Uwizeyimana, Dieudonne, Mureithi, Stephen M., Mvuyekure, Simon M., Karuku, George, Kironchi, Geoffrey
International soil and water conservation research 2018
climate, corn, crop yield, drought, dry season, farmers, land productivity, meteorological data, models, probability, rain, runoff, runoff irrigation, soil, soil conservation, subwatersheds, water harvesting, water requirement, wet season, Rwanda
Runoff farming is reported to improve land productivity and crop yields in hot and dry climates. This study was conducted to assess the available rainwater that can be harvested in a conserved catchment in a drought prone agro-ecological zone. The study was carried out in the Cyili sub-catchment, southern province of Rwanda, which has an irregular rainfall pattern and unexploited runoff water.
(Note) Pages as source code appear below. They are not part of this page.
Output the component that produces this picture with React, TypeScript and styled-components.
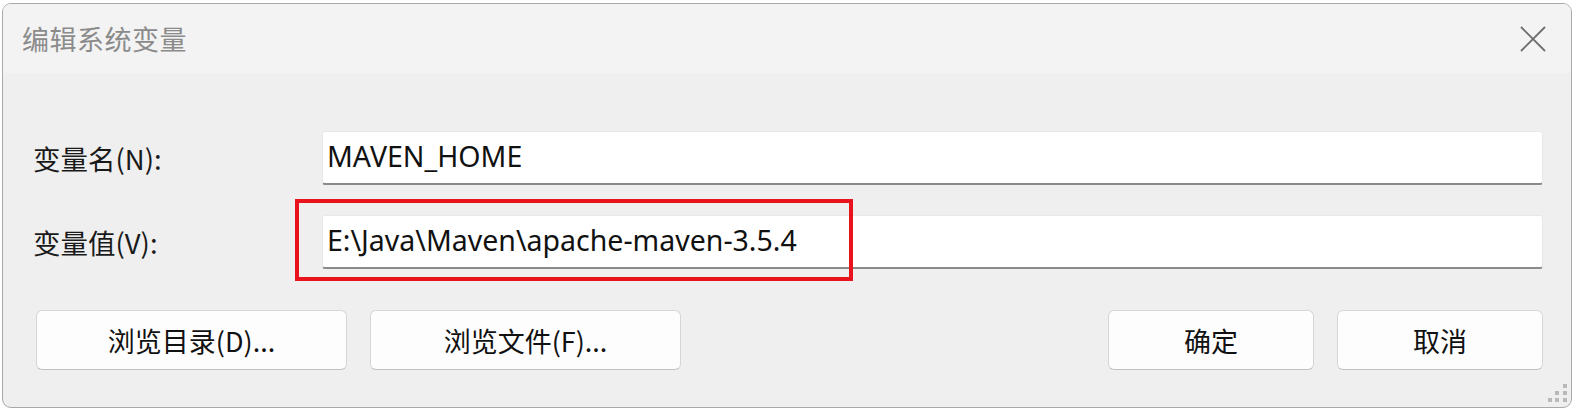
import React from 'react';
import styled, { createGlobalStyle } from 'styled-components';

const GlobalStyle = createGlobalStyle`
    html, body {
        margin: 0;
        padding: 0;
        background: #ffffff;
    }
    body {
        font-family: 'Noto Sans', 'Noto Sans CJK SC', sans-serif;
    }
`;

const Page = styled.div`
    width: 1574px;
    height: 408px;
    padding: 3px 2px 0 2px;
    box-sizing: border-box;
`;

const Window = styled.div`
    position: relative;
    height: 405px;
    box-sizing: border-box;
    border: 1px solid #a9a9a9;
    border-radius: 9px;
    background: #efefef;
    overflow: hidden;
    display: flex;
    flex-direction: column;
`;

const TitleBar = styled.div`
    height: 69px;
    flex: none;
    background: #f3f3f3;
    display: flex;
    align-items: center;
    justify-content: space-between;
    padding: 0 24px 0 19px;
`;

const Title = styled.span`
    font-family: 'Noto Sans CJK SC', sans-serif;
    font-size: 27px;
    color: #8b8b8b;
    letter-spacing: 0.5px;
`;

const CloseButton = styled.div`
    width: 28px;
    height: 28px;
    display: flex;
    align-items: center;
    justify-content: center;
`;

const Body = styled.div`
    flex: 1;
    display: flex;
    flex-direction: column;
    padding: 58px 28px 0 30px;
`;

const Field = styled.div<{ $gap?: number }>`
    display: grid;
    grid-template-columns: 289px 1fr;
    align-items: center;
    margin-bottom: ${(p) => p.$gap ?? 0}px;
`;

const Label = styled.label`
    font-family: 'Noto Sans CJK SC', sans-serif;
    font-size: 27.5px;
    color: #1a1a1a;
    padding-left: 0;
`;

const InputWrap = styled.div`
    position: relative;
`;

const TextBox = styled.div`
    height: 54px;
    box-sizing: border-box;
    background: #ffffff;
    border: 1px solid #e8e8e8;
    border-bottom: 2px solid #8a8a8a;
    border-radius: 3px;
    display: flex;
    align-items: center;
    padding: 0 0 4px 4px;
    font-family: 'Noto Sans', 'Noto Sans CJK SC', sans-serif;
    font-size: 28.5px;
    color: #111111;
`;

const Highlight = styled.div`
    position: absolute;
    left: -27px;
    top: -16px;
    width: 558px;
    height: 82px;
    box-sizing: border-box;
    border: 4px solid #e8131c;
    pointer-events: none;
`;

const ButtonRow = styled.div`
    display: flex;
    align-items: center;
    margin-top: 41px;
    padding-left: 3px;
`;

const ButtonGroup = styled.div`
    display: flex;
    gap: 23px;
`;

const Spacer = styled.div`
    flex: 1;
`;

const Button = styled.button<{ $wide?: boolean }>`
    width: ${(p) => (p.$wide ? 311 : 206)}px;
    height: 60px;
    box-sizing: border-box;
    background: #fdfdfd;
    border: 1px solid #d6d6d6;
    border-bottom-color: #c2c2c2;
    border-radius: 6px;
    font-family: 'Noto Sans CJK SC', sans-serif;
    font-size: 27px;
    color: #111111;
    padding: 0;
    cursor: default;
`;

const Grip = styled.svg`
    position: absolute;
    right: 3px;
    bottom: 4px;
`;

const CloseIcon = () => (
    <svg width='28' height='28' viewBox='0 0 28 28'>
        <path d='M2 2 L26 26 M26 2 L2 26' stroke='#6e6e6e' strokeWidth='1.8' fill='none' />
    </svg>
);

const ResizeGrip = () => (
    <Grip width='20' height='20' viewBox='0 0 20 20'>
        <g fill='#b9b9b9'>
            <rect x='15' y='1' width='4' height='4' />
            <rect x='7' y='8' width='4' height='4' />
            <rect x='15' y='8' width='4' height='4' />
            <rect x='0' y='15' width='4' height='4' />
            <rect x='7' y='15' width='4' height='4' />
            <rect x='15' y='15' width='4' height='4' />
        </g>
    </Grip>
);

const App = () => (
    <>
        <GlobalStyle />
        <Page>
            <Window>
                <TitleBar>
                    <Title>编辑系统变量</Title>
                    <CloseButton>
                        <CloseIcon />
                    </CloseButton>
                </TitleBar>

                <Body>
                    <Field $gap={30}>
                        <Label>变量名(N):</Label>
                        <InputWrap>
                            <TextBox>MAVEN_HOME</TextBox>
                        </InputWrap>
                    </Field>
                    <Field>
                        <Label>变量值(V):</Label>
                        <InputWrap>
                            <TextBox>E:\Java\Maven\apache-maven-3.5.4</TextBox>
                            {/* annotation box drawn over the value field */}
                            <Highlight />
                        </InputWrap>
                    </Field>

                    <ButtonRow>
                        <ButtonGroup>
                            <Button $wide>浏览目录(D)...</Button>
                            <Button $wide>浏览文件(F)...</Button>
                        </ButtonGroup>
                        <Spacer />
                        <ButtonGroup>
                            <Button>确定</Button>
                            <Button>取消</Button>
                        </ButtonGroup>
                    </ButtonRow>
                </Body>

                <ResizeGrip />
            </Window>
        </Page>
    </>
);

export default App;
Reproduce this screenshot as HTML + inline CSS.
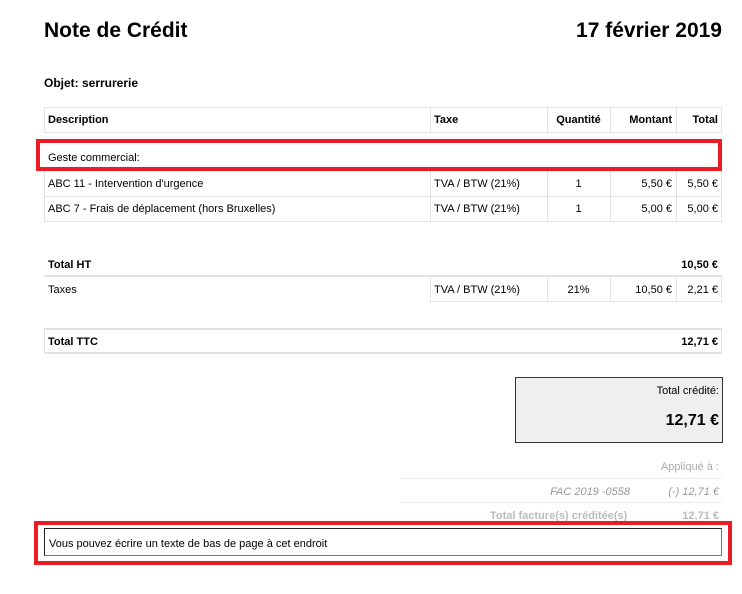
<!DOCTYPE html>
<html><head><meta charset="utf-8"><style>
*{margin:0;padding:0;box-sizing:border-box}
body{width:742px;height:594px;background:#fff;font-family:"Liberation Sans",Arial,sans-serif;color:#000;position:relative;overflow:hidden;font-size:11px}
.a{position:absolute}
.h{font-weight:bold}
.ln{position:absolute;background:#e2e2e2}
.r{text-align:right}
.c{text-align:center}
</style></head><body>
<div class="a h" style="left:44px;top:19px;font-size:21px">Note de Crédit</div>
<div class="a h" style="right:20px;top:19px;font-size:21px">17 février 2019</div>
<div class="a h" style="left:44px;top:76px;font-size:12px">Objet: serrurerie</div>

<!-- header table -->
<div class="a" style="left:44px;top:107px;width:678px;height:26px;border:1px solid #e2e2e2"></div>
<div class="ln" style="left:430px;top:107px;width:1px;height:26px"></div>
<div class="ln" style="left:547px;top:107px;width:1px;height:26px"></div>
<div class="ln" style="left:610px;top:107px;width:1px;height:26px"></div>
<div class="ln" style="left:676px;top:107px;width:1px;height:26px"></div>
<div class="a h" style="left:48px;top:114px">Description</div>
<div class="a h" style="left:434px;top:114px">Taxe</div>
<div class="a h c" style="left:547px;top:114px;width:63px">Quantité</div>
<div class="a h r" style="left:610px;top:114px;width:62px">Montant</div>
<div class="a h r" style="left:676px;top:114px;width:42px">Total</div>

<!-- red box 1 -->
<div class="a" style="left:36px;top:139px;width:686px;height:32px;border:4px solid #ec1c24"></div>
<div class="a" style="left:48px;top:152px">Geste commercial:</div>

<!-- rows -->
<div class="ln" style="left:44px;top:196px;width:678px;height:1px"></div>
<div class="ln" style="left:44px;top:221px;width:678px;height:1px"></div>
<div class="ln" style="left:44px;top:171px;width:1px;height:51px"></div>
<div class="ln" style="left:721px;top:171px;width:1px;height:51px"></div>
<div class="ln" style="left:430px;top:171px;width:1px;height:51px"></div>
<div class="ln" style="left:547px;top:171px;width:1px;height:51px"></div>
<div class="ln" style="left:610px;top:171px;width:1px;height:51px"></div>
<div class="ln" style="left:676px;top:171px;width:1px;height:51px"></div>
<div class="a" style="left:48px;top:178px">ABC 11 - Intervention d'urgence</div>
<div class="a" style="left:434px;top:178px">TVA / BTW (21%)</div>
<div class="a c" style="left:547px;top:178px;width:63px">1</div>
<div class="a r" style="left:610px;top:178px;width:62px">5,50 €</div>
<div class="a r" style="left:676px;top:178px;width:42px">5,50 €</div>
<div class="a" style="left:48px;top:203px">ABC 7 - Frais de déplacement (hors Bruxelles)</div>
<div class="a" style="left:434px;top:203px">TVA / BTW (21%)</div>
<div class="a c" style="left:547px;top:203px;width:63px">1</div>
<div class="a r" style="left:610px;top:203px;width:62px">5,00 €</div>
<div class="a r" style="left:676px;top:203px;width:42px">5,00 €</div>

<!-- totals -->
<div class="a h" style="left:48px;top:259px">Total HT</div>
<div class="a h r" style="left:600px;top:259px;width:118px">10,50 €</div>
<div class="ln" style="left:44px;top:275px;width:678px;height:2px"></div>
<div class="ln" style="left:430px;top:301px;width:292px;height:1px"></div>
<div class="ln" style="left:430px;top:277px;width:1px;height:25px"></div>
<div class="ln" style="left:547px;top:277px;width:1px;height:25px"></div>
<div class="ln" style="left:610px;top:277px;width:1px;height:25px"></div>
<div class="ln" style="left:676px;top:277px;width:1px;height:25px"></div>
<div class="ln" style="left:721px;top:277px;width:1px;height:25px"></div>
<div class="a" style="left:48px;top:284px">Taxes</div>
<div class="a" style="left:434px;top:284px">TVA / BTW (21%)</div>
<div class="a c" style="left:547px;top:284px;width:63px">21%</div>
<div class="a r" style="left:610px;top:284px;width:62px">10,50 €</div>
<div class="a r" style="left:676px;top:284px;width:42px">2,21 €</div>

<div class="a" style="left:44px;top:328px;width:678px;height:26px;border:1px solid #e2e2e2;border-width:2px 1px 2px 1px"></div>
<div class="a h" style="left:48px;top:336px">Total TTC</div>
<div class="a h r" style="left:600px;top:336px;width:118px">12,71 €</div>

<!-- credited box -->
<div class="a" style="left:515px;top:377px;width:208px;height:66px;background:#efefef;border:1px solid #333"></div>
<div class="a r" style="left:520px;top:385px;width:199px">Total crédité:</div>
<div class="a h r" style="left:520px;top:412px;width:199px;font-size:16px">12,71 €</div>

<div class="a r" style="left:520px;top:461px;width:199px;color:#aaa">Appliqué à :</div>
<div class="ln" style="left:400px;top:478px;width:322px;height:1px;background:#ececec"></div>
<div class="a r" style="left:450px;top:486px;width:180px;color:#999;font-style:italic">FAC 2019 -0558</div>
<div class="a r" style="left:640px;top:486px;width:79px;color:#999;font-style:italic">(-) 12,71 €</div>
<div class="ln" style="left:400px;top:502px;width:322px;height:1px;background:#ececec"></div>
<div class="a h" style="left:490px;top:510px;color:#bbb">Total facture(s) créditée(s)</div>
<div class="a h r" style="left:640px;top:510px;width:79px;color:#bbb">12,71 €</div>

<!-- red box 2 -->
<div class="a" style="left:34px;top:521px;width:698px;height:44px;background:#fff;border:4px solid #ec1c24"></div>
<div class="a" style="left:44px;top:528px;width:678px;height:28px;border:1px solid #222;border-right-color:#777;border-bottom-color:#777"></div>
<div class="a" style="left:49px;top:538px">Vous pouvez écrire un texte de bas de page à cet endroit</div>
</body></html>
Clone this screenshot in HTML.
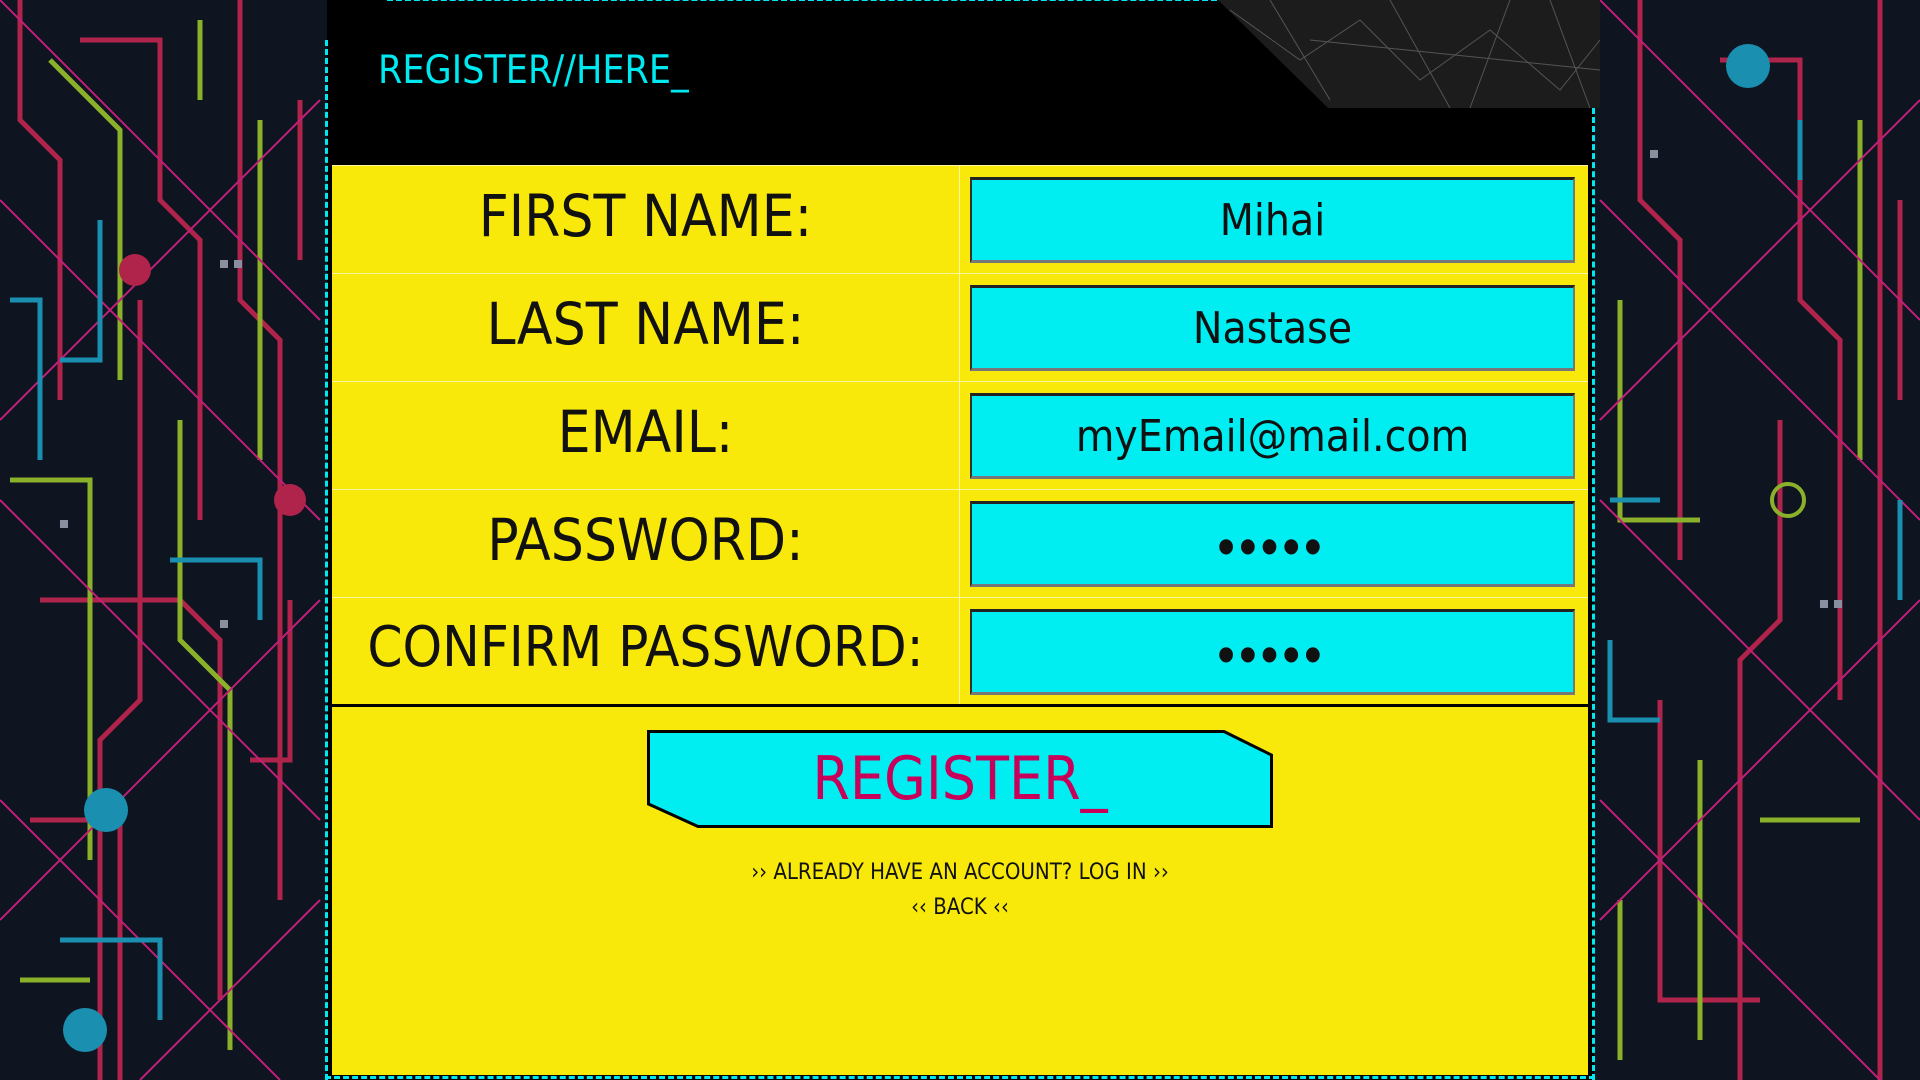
<!DOCTYPE html>
<html><head><meta charset="utf-8"><style>
*{margin:0;padding:0;box-sizing:border-box}
body{width:1920px;height:1080px;overflow:hidden;background:#0e1420;position:relative;font-family:"DejaVu Sans Condensed","Liberation Sans",sans-serif}
.bg{position:absolute;left:0;top:0}
.card{position:absolute;left:327px;top:0;width:1267px;height:1080px;background:#000;}
.dash{position:absolute;border:3px dashed #00e8f0}
.title{position:absolute;left:378px;top:48px;color:#00e8f0;font-size:39px;transform:scaleX(1.0);transform-origin:left}
.yellow{position:absolute;left:332px;top:165px;width:1256px;height:910px;background:#f8e90a}
.row{position:absolute;left:0;width:1256px;height:108px;border-top:1px solid #fff6a0}
.lab{position:absolute;left:0;width:627px;top:-4px;height:108px;line-height:108px;text-align:center;font-size:58px;color:#111;}
.vl{position:absolute;left:627px;top:0;width:1px;height:108px;background:#fff6a0}
.inp{position:absolute;left:638px;top:11px;width:605px;height:86px;background:#00eef2;border-top:3px solid #222;border-left:2px solid #333;border-bottom:3px solid #777;border-right:2px solid #777;text-align:center;line-height:82px;font-size:44px;color:#111}
.dots{font-size:20px;letter-spacing:6px}
.sep{position:absolute;left:0;top:539px;width:1256px;height:3px;background:#000}
.btn{position:absolute;left:315px;top:565px;width:626px;height:98px}
.btntxt{position:absolute;left:315px;top:565px;width:626px;height:98px;text-align:center;line-height:98px;font-size:60px;color:#c8005a}
.link{position:absolute;left:0;width:1256px;text-align:center;font-size:22px;color:#111}
</style></head><body>
<svg class="bg" width="1920" height="1080" xmlns="http://www.w3.org/2000/svg">
<g fill="none" stroke-width="5">
<path d="M20 0 V120 L60 160 V400 M80 40 H160 V200 L200 240 V520 M140 300 V700 L100 740 V1080 M240 0 V300 L280 340 V900 M40 600 H180 L220 640 V1000 M30 820 H120 V1080 M300 100 V260 M290 600 V760 H250" stroke="#b0234a"/>
<path d="M50 60 L120 130 V380 M180 420 V640 L230 690 V1050 M10 480 H90 V860 M260 120 V460 M200 20 V100 M20 980 H90" stroke="#8bb02a"/>
<path d="M0 200 L320 520 M0 500 L320 820 M0 800 L280 1080 M320 100 L0 420 M320 600 L0 920 M0 0 L320 320 M320 900 L140 1080" stroke="#c0207a" stroke-width="2"/>
<path d="M100 220 V360 H60 M170 560 H260 V620 M60 940 H160 V1020 M10 300 H40 V460" stroke="#1a8fb0"/>
<path d="M1640 0 V200 L1680 240 V560 M1720 60 H1800 V300 L1840 340 V700 M1880 0 V1080 M1660 700 V1000 H1760 M1780 420 V620 L1740 660 V1080 M1900 200 V400" stroke="#b0234a"/>
<path d="M1620 300 V520 H1700 M1700 760 V1040 M1860 120 V460 M1760 820 H1860 M1620 900 V1060" stroke="#8bb02a"/>
<path d="M1600 200 L1920 520 M1600 500 L1920 820 M1600 800 L1880 1080 M1920 100 L1600 420 M1920 600 L1600 920 M1600 0 L1920 320" stroke="#c0207a" stroke-width="2"/>
<path d="M1610 500 H1660 M1610 640 V720 H1660 M1800 120 V180 M1900 500 V600" stroke="#1a8fb0"/>
</g>
<g fill="#8a8fa0"><rect x="220" y="260" width="8" height="8"/><rect x="234" y="260" width="8" height="8"/><rect x="220" y="620" width="8" height="8"/><rect x="1820" y="600" width="8" height="8"/><rect x="1834" y="600" width="8" height="8"/><rect x="1650" y="150" width="8" height="8"/><rect x="60" y="520" width="8" height="8"/></g>
<circle cx="106" cy="810" r="22" fill="#1a8fb0"/><circle cx="1748" cy="66" r="22" fill="#1a8fb0"/>
<circle cx="85" cy="1030" r="22" fill="#1a8fb0"/><circle cx="1788" cy="500" r="16" fill="none" stroke="#8bb02a" stroke-width="4"/>
<circle cx="135" cy="270" r="16" fill="#b0234a"/><circle cx="290" cy="500" r="16" fill="#b0234a"/>
</svg>
<div class="card"></div>
<svg style="position:absolute;left:1210px;top:0" width="390" height="110"><polygon points="8,0 390,0 390,108 118,108" fill="#1c1c1c"/><g stroke="#555" stroke-width="1" fill="none"><path d="M20 10 L90 60 L150 20 L210 80 L280 30 L350 90 L390 40 M60 0 L120 100 M180 0 L240 108 M300 0 L260 108 M340 0 L380 108 M100 40 L390 70"/></g></svg>
<div class="dash" style="left:387px;top:-2px;width:830px;height:4px;border-width:3px 0 0 0"></div>
<div class="dash" style="left:325px;top:40px;width:0;height:1040px;border-width:0 0 0 3px"></div>
<div class="dash" style="left:1592px;top:108px;width:0;height:972px;border-width:0 0 0 3px"></div>
<div class="dash" style="left:325px;top:1076px;width:1270px;height:4px;border-width:3px 0 0 0"></div>
<div class="title">REGISTER//HERE_</div>
<div class="yellow">
 <div class="row" style="top:0"><div class="lab">FIRST NAME:</div><div class="vl"></div><div class="inp">Mihai</div></div>
 <div class="row" style="top:108px"><div class="lab">LAST NAME:</div><div class="vl"></div><div class="inp">Nastase</div></div>
 <div class="row" style="top:216px"><div class="lab">EMAIL:</div><div class="vl"></div><div class="inp">myEmail@mail.com</div></div>
 <div class="row" style="top:324px"><div class="lab">PASSWORD:</div><div class="vl"></div><div class="inp dots">●●●●●</div></div>
 <div class="row" style="top:432px"><div class="lab" style="font-size:56px">CONFIRM PASSWORD:</div><div class="vl"></div><div class="inp dots">●●●●●</div></div>
 <div class="sep"></div>
 <svg class="btn" viewBox="0 0 626 98"><polygon points="1.5,1.5 577,1.5 624.5,25 624.5,96.5 51,96.5 1.5,74" fill="#00eef2" stroke="#000" stroke-width="3"/></svg>
 <div class="btntxt">REGISTER_</div>
 <div class="link" style="top:695px">›› ALREADY HAVE AN ACCOUNT? LOG IN ››</div>
 <div class="link" style="top:730px">‹‹ BACK ‹‹</div>
</div>
</body></html>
Soil Conservation Service-Curve Number method (SCS-CN), CROPWAT model version 8 and Hazen model with an average daily rainfall data recorded from 1971 to 2016 were applied to estimate the runoff and water requirements in the study area. Findings of the study revealed that more than half rainfall water received in the catchment was lost through runoff (229.8 mm) and effective rainfall was lower (246.9 mm) than the actual crop water requirement for maize (330 mm). The expected seasonal surface runoff volume to be harvested by the farmers was 3008 m3 ha−1 per season and 1.29 × 106 m3 per season for the entire whole sub-catchment (430 ha). Based on Hazen model, the return period of low rainfall (dry spell) event would be expected every 2 years with a 98% probability of occurrence. Cyili sub-catchment has higher potential runoff volume to stabilize the deficit of water demand in the period of short rainy season. This suggests that rainwater harvesting through supplementary irrigation is an option to improve the crop yield in the dry period as well as in the annual dry season.